#### [Stated problem]
Return the lines below that carry the word "Convert".

[Saved data entries]

++++++++++

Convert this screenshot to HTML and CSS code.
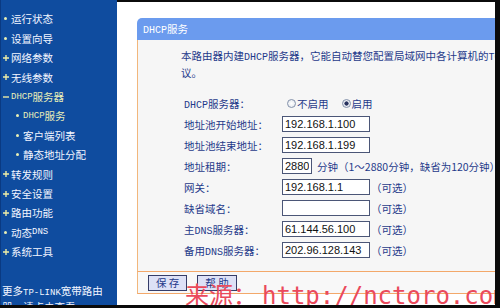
FILE: index.html
```html
<!DOCTYPE html>
<html lang="zh-CN">
<head>
<meta charset="utf-8">
<title>DHCP服务</title>
<link rel="stylesheet" href="styles.css">
</head>
<body>
<div class="screen">
  <nav class="sidebar">
    <ul class="menu">
      <li class="item"><span class="mk"><i class="dot"></i></span>运行状态</li>
      <li class="item"><span class="mk"><i class="dot"></i></span>设置向导</li>
      <li class="item"><span class="mk"><svg class="ic" viewBox="0 0 7 7"><path d="M0 3.5H7M3.5 0V7"/></svg></span>网络参数</li>
      <li class="item"><span class="mk"><svg class="ic" viewBox="0 0 7 7"><path d="M0 3.5H7M3.5 0V7"/></svg></span>无线参数</li>
      <li class="item active"><span class="mk"><svg class="ic" viewBox="0 0 7 7"><path d="M0 3.5H7"/></svg></span><span class="en">DHCP</span>服务器</li>
      <li class="item sub active"><span class="mk"><i class="dot"></i></span><span class="en">DHCP</span>服务</li>
      <li class="item sub"><span class="mk"><i class="dot"></i></span>客户端列表</li>
      <li class="item sub"><span class="mk"><i class="dot"></i></span>静态地址分配</li>
      <li class="item"><span class="mk"><svg class="ic" viewBox="0 0 7 7"><path d="M0 3.5H7M3.5 0V7"/></svg></span>转发规则</li>
      <li class="item"><span class="mk"><svg class="ic" viewBox="0 0 7 7"><path d="M0 3.5H7M3.5 0V7"/></svg></span>安全设置</li>
      <li class="item"><span class="mk"><svg class="ic" viewBox="0 0 7 7"><path d="M0 3.5H7M3.5 0V7"/></svg></span>路由功能</li>
      <li class="item"><span class="mk"><i class="dot"></i></span>动态<span class="en">DNS</span></li>
      <li class="item"><span class="mk"><svg class="ic" viewBox="0 0 7 7"><path d="M0 3.5H7M3.5 0V7"/></svg></span>系统工具</li>
    </ul>
    <p class="more">更多<span class="en">TP-LINK</span>宽带路由<br>器，请点击查看 &gt;&gt;</p>
  </nav>

  <main class="main">
    <section class="panel">
      <h1 class="panel-title"><span class="en">DHCP</span>服务</h1>
      <div class="panel-body">
        <p class="intro">本路由器内建<span class="en">DHCP</span>服务器，它能自动替您配置局域网中各计算机的<span class="en">TCP/IP</span>协<br>议。</p>
        <div class="form">
          <div class="row">
            <span class="label"><span class="en">DHCP</span>服务器：</span>
            <div class="field">
              <label class="radio"><input type="radio" name="dhcp">不启用</label>
              <label class="radio"><input type="radio" name="dhcp" checked>启用</label>
            </div>
          </div>
          <div class="row">
            <span class="label">地址池开始地址：</span>
            <div class="field"><input class="txt" type="text" value="192.168.1.100"></div>
          </div>
          <div class="row">
            <span class="label">地址池结束地址：</span>
            <div class="field"><input class="txt" type="text" value="192.168.1.199"></div>
          </div>
          <div class="row">
            <span class="label">地址租期：</span>
            <div class="field"><input class="txt short" type="text" value="2880"><span class="note">分钟（1～2880分钟，缺省为120分钟）</span></div>
          </div>
          <div class="row">
            <span class="label">网关：</span>
            <div class="field"><input class="txt" type="text" value="192.168.1.1"><span class="opt">（可选）</span></div>
          </div>
          <div class="row">
            <span class="label">缺省域名：</span>
            <div class="field"><input class="txt" type="text" value=""><span class="opt">（可选）</span></div>
          </div>
          <div class="row">
            <span class="label">主<span class="en">DNS</span>服务器：</span>
            <div class="field"><input class="txt" type="text" value="61.144.56.100"><span class="opt">（可选）</span></div>
          </div>
          <div class="row">
            <span class="label">备用<span class="en">DNS</span>服务器：</span>
            <div class="field"><input class="txt" type="text" value="202.96.128.143"><span class="opt">（可选）</span></div>
          </div>
        </div>
      </div>
      <div class="panel-actions">
        <button class="btn" type="button">保 存</button>
        <button class="btn" type="button">帮 助</button>
      </div>
    </section>
    <div class="watermark"><span class="wm-cn">来源：</span>http://nctoro.com</div>
  </main>
</div>
</body>
</html>
```

FILE: styles.css
```css
* {
  box-sizing: border-box;
  margin: 0;
  padding: 0;
}

html,
body {
  width: 500px;
  height: 308px;
  overflow: hidden;
  background: #0b0b0b;
}

body {
  font-family: "Noto Sans CJK SC", sans-serif;
  font-size: 10.5px;
}

.en {
  font-family: "Liberation Mono", monospace;
  font-size: 10px;
}

.screen {
  display: flex;
  height: 305px;
}

/* ---------- sidebar ---------- */
.sidebar {
  width: 117px;
  flex: none;
  display: flex;
  flex-direction: column;
  overflow: hidden;
  background: #0f4c9f;
  border-left: 1px solid #0a3a82;
  color: #f3f6ff;
}

.sidebar .en {
  font-size: 9px;
}

.menu {
  list-style: none;
  padding-top: 9.3px;
}

.item {
  display: flex;
  align-items: center;
  height: 19.4px;
  padding-left: 1px;
  white-space: nowrap;
}

.item.sub {
  padding-left: 13px;
}

.item.active {
  color: #eaf0b8;
}

.mk {
  width: 9px;
  flex: none;
  display: flex;
  align-items: center;
  padding-left: 1px;
}

.dot {
  display: block;
  width: 3px;
  height: 3px;
  margin-left: 1px;
  border-radius: 50%;
  background: #e8efb4;
}

.ic {
  display: block;
  width: 6px;
  height: 6px;
  fill: none;
  stroke: #efeea6;
  stroke-width: 1.6;
}

.more {
  margin-top: 22.5px;
  padding-left: 1px;
  line-height: 14px;
  white-space: nowrap;
}

/* ---------- main ---------- */
.main {
  flex: 1;
  position: relative;
  overflow: hidden;
  background: #ffffff;
  border-top: 2px solid #0b0b0b;
  border-right: 5px solid #0b0b0b;
  padding: 16px 0 0 20px;
}

.panel {
  width: 420px;
}

.panel-title {
  height: 22px;
  line-height: 22px;
  padding-left: 6px;
  font-size: 10.5px;
  font-weight: normal;
  color: #ffffff;
  background: #6b9bee;
  border-radius: 5px 5px 0 0;
}

.panel-body {
  background: #f6f6f6;
  border-left: 1px solid #f2b77c;
  padding: 8px 0 10.5px 43px;
  color: #1f3a8a;
}

.intro {
  line-height: 15px;
  white-space: nowrap;
}

.form {
  margin-top: 12.5px;
  margin-left: 3px;
}

.row {
  display: flex;
  align-items: center;
  height: 21px;
}

.label {
  width: 98px;
  flex: none;
  white-space: nowrap;
}

.field {
  display: flex;
  align-items: center;
  white-space: nowrap;
}

.txt {
  width: 88px;
  height: 16px;
  padding: 0 2px;
  border: 1px solid #4b5677;
  background: #ffffff;
  color: #111111;
  font-family: "Liberation Sans", sans-serif;
  font-size: 11px;
  outline: none;
}

.txt.short {
  width: 30px;
}

.note {
  margin-left: 5px;
}

.opt {
  margin-left: 1px;
}

.radio {
  display: flex;
  align-items: center;
}

.radio + .radio {
  margin-left: 8px;
}

.radio input {
  appearance: none;
  -webkit-appearance: none;
  width: 9px;
  height: 9px;
  margin: 0 1px 0 5px;
  border: 1px solid #8391aa;
  border-radius: 50%;
  background: radial-gradient(circle, #ffffff 0, #dfe3ea 100%);
}

.radio input:checked {
  background: radial-gradient(circle, #28325e 0 1.8px, #e9ecf2 2.4px);
}

.panel-actions {
  display: flex;
  align-items: center;
  gap: 10px;
  height: 23px;
  padding-left: 10px;
  background: #f8f8f8;
  border-top: 1px solid #f3a86a;
  border-bottom: 1px solid #f3a86a;
  border-left: 1px solid #f2b77c;
}

.btn {
  height: 16px;
  padding: 0 7px;
  border: 1px solid #363d68;
  background: #dde1f6;
  color: #1f3a8a;
  font-family: "Noto Sans CJK SC", sans-serif;
  font-size: 10.5px;
  line-height: 14px;
}

.watermark {
  position: absolute;
  left: 68px;
  top: 282px;
  white-space: nowrap;
  font-family: "DejaVu Sans Mono", "Noto Sans CJK SC", monospace;
  font-size: 24px;
  line-height: 24px;
  color: #ea4a5c;
}

.wm-cn {
  margin-right: 5px;
}
```
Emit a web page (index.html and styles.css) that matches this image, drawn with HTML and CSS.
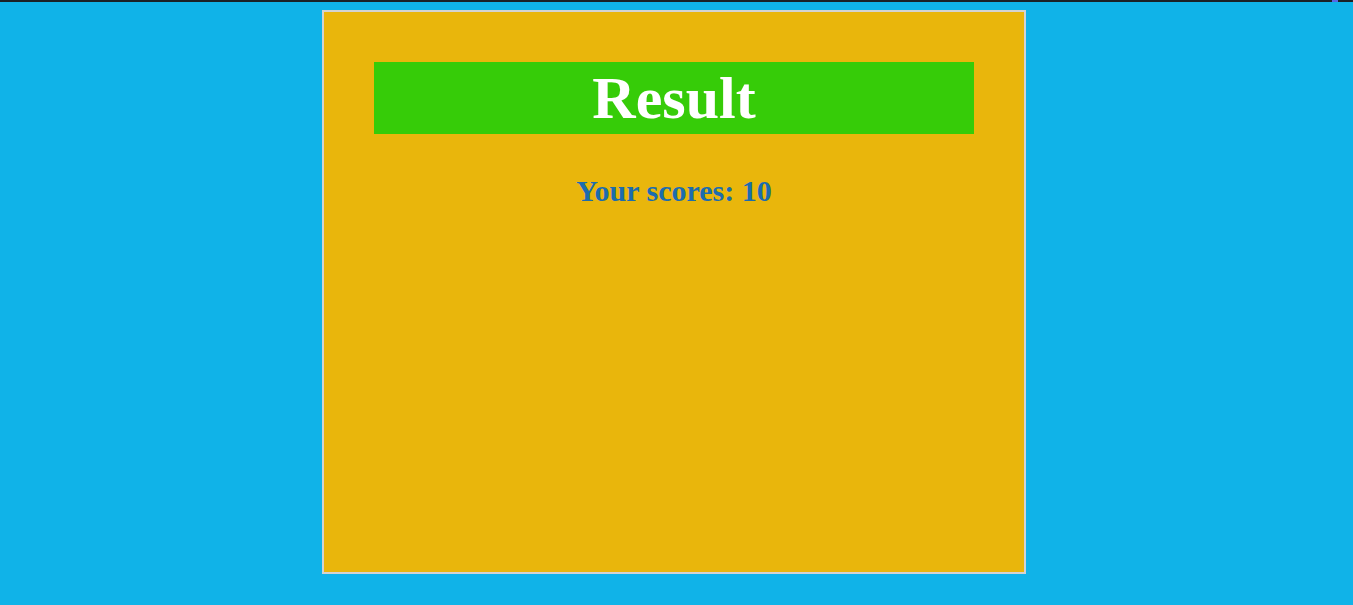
FILE: index.html
```html
<!DOCTYPE html>
<html lang="en">
<head>
<meta charset="utf-8">
<title>Result</title>
<link rel="stylesheet" href="styles.css">
</head>
<body>
<div class="topbar"><span class="topbar-mark"></span></div>
<div class="stage">
  <div class="card">
    <h1 class="title">Result</h1>
    <p class="score">Your scores: 10</p>
  </div>
</div>
</body>
</html>
```

FILE: styles.css
```css
html, body {
  margin: 0;
  padding: 0;
}
body {
  background: #10b3e8;
  font-family: "Liberation Serif", "Times New Roman", serif;
  height: 605px;
  overflow: hidden;
}
.topbar {
  height: 2px;
  background: #1b2126;
  display: flex;
  justify-content: flex-end;
  padding-right: 15px;
}
.topbar-mark {
  width: 6px;
  height: 2px;
  background: #5566e6;
}
.stage {
  width: 1348px;
  display: flex;
  justify-content: center;
  padding-top: 8px;
}
.card {
  width: 600px;
  height: 460px;
  padding: 50px;
  background: #e9b60c;
  border: 2px solid #d3d3d3;
}
.title {
  margin: 0;
  height: 72px;
  line-height: 72px;
  background: #36cc08;
  color: #ffffff;
  text-align: center;
  font-size: 60px;
  font-weight: bold;
}
.score {
  margin: 40px 0 0;
  text-align: center;
  color: #1c6cae;
  font-size: 30px;
  font-weight: bold;
}
```
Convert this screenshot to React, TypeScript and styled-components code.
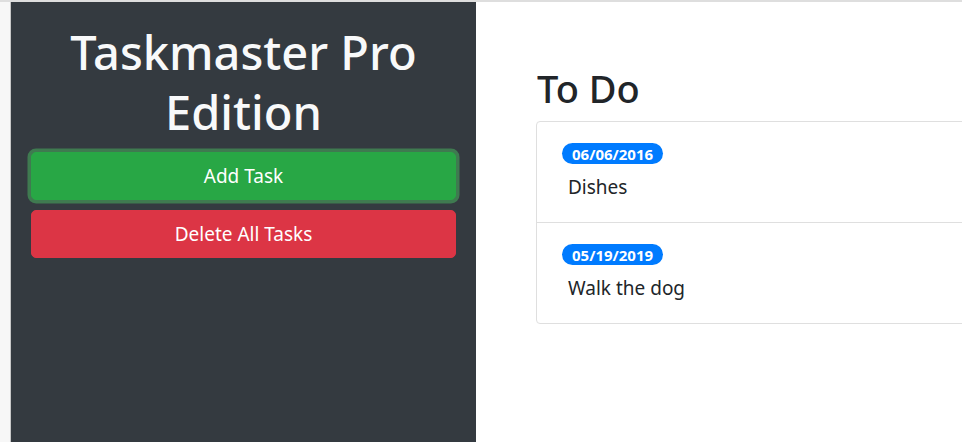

++++++++++

#### [Finished answer]
Convert this screenshot to HTML and CSS code.
Convert this screenshot to React, TypeScript and styled-components code.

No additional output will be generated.